“We don’t sit in meditation to get good at meditation: we sit in meditation to get good at living.”
The modern world can get a little hectic and although most of us know that taking some time to ourselves away from the chaos is important, we also understand that it’s not always an easy thing to do.
Meditation can help to reduce the mental and physical stress we place upon our bodies and can support our self awareness which betters our relationship with our self and others. It helps us find stillness and move out of a perpetual state of fight or flight, one which many of us find ourselves in all too regularly.
To celebrate World Meditation Day, we sat down with yogi content creator Laura Kelly. We explore why strengthening and exploring the mind offers us all an opportunity to get better acquainted with our own deeper selves.
What are the benefits of meditation?
For me a regular meditation practice (and when I say regular, that doesn’t mean every day), helps me drop into the present moment and become more aware of how my breath, my physical body and my mind are feeling. Having this even for just a few minutes really helps me be more aware throughout my day.
Meditation allows me to know myself better. In turn I have a better relationship with myself and other people too. It helps me create some space, both physically and mentally and aids my creativity. It’s amazing how allowing space, and turning our focus inwards can unlock a world of inspiration.
Having a meditation practice also equips me with tools to use when I’m moving through my day; remembering to take a few deep breaths when things feel a little tense or feeling into the weight of my feet as I walk when I feel anxious thoughts bubbling away under the surface.
There are lots of different types of meditation but for me, learning more about mindfulness meditation has been a game changer.
There is a common misconception that in order to meditate, you must have no thoughts. How would you actually describe the practice of meditation?
There is always noise around us, both in our environment and in our thoughts. The concept of completely emptying our minds sounds impossible, and I suppose it is. People often feel they don’t have time to meditate, their minds are too busy or that it doesn’t ‘work’ for them. But meditation isn’t about sitting down on a cushion with a completely clear mind. A yoga teacher of mine once said, “if your mind were totally void of thought, you would be dead!”
A simple meditation practice could involve lying down on your bed, your hands on your belly and literally just breathing for a few minutes, feeling your breath moving in and out of your body. Even with a gentle focus on your breath, you will of course have thoughts pop into your head; shopping lists, what you’d like for dinner, plans for the week.

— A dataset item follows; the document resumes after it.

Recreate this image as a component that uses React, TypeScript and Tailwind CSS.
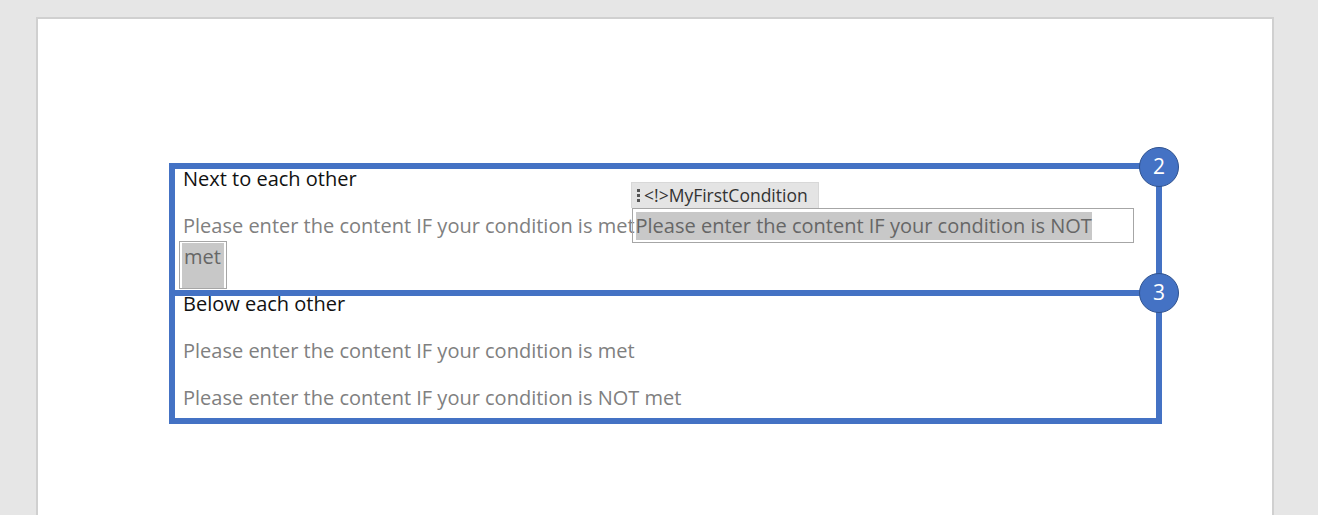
export default function App() {
  return (
    <div className="h-[515px] w-[1318px] overflow-hidden bg-[#e6e6e6] pt-[17px] pl-[36px] font-['Open_Sans',sans-serif]">
      <div className="min-h-[600px] w-[1238px] border-2 border-[#d0d0d0] bg-white pt-[144px] pl-[131px]">
        {/* annotation frame */}
        <div className="relative w-[993px] border-[6px] border-[#4472c4]">
          {/* Next to each other */}
          <div className="h-[127px] border-b-[6px] border-[#4472c4] pl-[8px]">
            <div className="text-[20px] leading-[20px] text-[#111]">Next to each other</div>
            <div className="mt-[21px] flex h-[31px] items-center text-[20px] text-[#808080]">
              <span>Please enter the content IF your condition is met</span>
              <span className="relative -ml-[3px] flex h-[35px] w-[502px] items-center border-[1.5px] border-[#a6a6a6] pl-[3px]">
                <span className="absolute -top-[27px] -left-[1.5px] flex h-[26px] items-center gap-[4px] border border-b-0 border-[#d8d8d8] bg-[#e4e4e4] pr-[10px] pl-[5px] text-[17.5px] text-[#333]">
                  <span className="flex flex-col gap-[2px]">
                    <span className="h-[3px] w-[3px] bg-[#555]" />
                    <span className="h-[3px] w-[3px] bg-[#555]" />
                    <span className="h-[3px] w-[3px] bg-[#555]" />
                  </span>
                  &lt;!&gt;MyFirstCondition
                </span>
                <span className="bg-[#c8c8c8] leading-[28px] text-[#666]">Please enter the content IF your condition is NOT</span>
              </span>
            </div>
            <div className="-ml-[4px] flex h-[48px] w-[48px] border-[1.5px] border-[#a6a6a6] px-[2px] pt-[1px]">
              <span className="flex-1 bg-[#c8c8c8] pl-[2px] text-[20px] leading-[28px] text-[#666]">met</span>
            </div>
          </div>
          {/* Below each other */}
          <div className="h-[122px] pl-[8px]">
            <div className="text-[20px] leading-[16px] text-[#111]">Below each other</div>
            <div className="mt-[23px] text-[20px] leading-[31px] text-[#808080]">Please enter the content IF your condition is met</div>
            <div className="mt-[16px] text-[20px] leading-[31px] text-[#808080]">Please enter the content IF your condition is NOT met</div>
          </div>

          <div className="absolute -top-[22px] left-[964px] flex h-[40px] w-[40px] items-center justify-center rounded-full border-[1.5px] border-[#2f528f] bg-[#4472c4] text-[21px] text-white">
            2
          </div>
          <div className="absolute top-[104px] left-[964px] flex h-[40px] w-[40px] items-center justify-center rounded-full border-[1.5px] border-[#2f528f] bg-[#4472c4] text-[21px] text-white">
            3
          </div>
        </div>
      </div>
    </div>
  );
}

Meditation invites you just to notice what’s popping up. Don’t berate yourself for not having a calm and empty mind. Simply noticing your thoughts is step one and then bringing your attention back to your breath is where the magic starts. As with most things, the more you practice, the more comfortable it becomes.
For someone who has never meditated before but is curious, how should they begin?
If meditation is new to you, the idea of sitting still and in silence for any period of time can sound strange and even daunting. As humans, we are very good at keeping ourselves distracted as a way of avoiding difficult thoughts or emotions. The most important thing to remember is that there is no such thing as a perfect meditation. The beauty of this practice is that it can be messy. Your experience is exactly that, it’s your experience. Don’t forget, people have been meditating for around 3,000 years and many of those people will also have experienced uncertainty, resistance or wonder before they began.
When you close your eyes and follow the instructions of your first guided meditation (whether in-person or via a recording), you will likely find your mind busy, easily distracted and restless. Just because you’ve chosen to sit and meditate doesn’t mean you’ll suddenly experience uninterrupted calm. The untamed nature of the mind is completely natural. There are so many amazing resources out there from incredible teachers all over the world to help you get started.
My first experience of meditating was during a yoga class but I also love Headspace for its beginners courses and specific topics like their Meditation for Creativity series. Insight Timer has a huge library of beautiful guided meditations - I especially love Jordanna Levin’s. Calm is another app I love to use for guided sleep stories when I can’t get to sleep at night (all website links below).
If there’s a particular type of meditation you’re curious about, take a look in your local area for teachers or classes. Lots of places offer free intro talks so you can go along and see how you feel.
What other meditative practices might people be able to try?
A meditation practice can look so different from person to person. Daily rituals like journaling, free writing, drawing, colouring in, walking, a slow flow or yin yoga class can all be classed as a meditative practice.
Meditation can be anything that helps you to create pockets of space within your day to day life. When we become stressed, upset or overwhelmed, our meditation practice is there to help us move through these moments.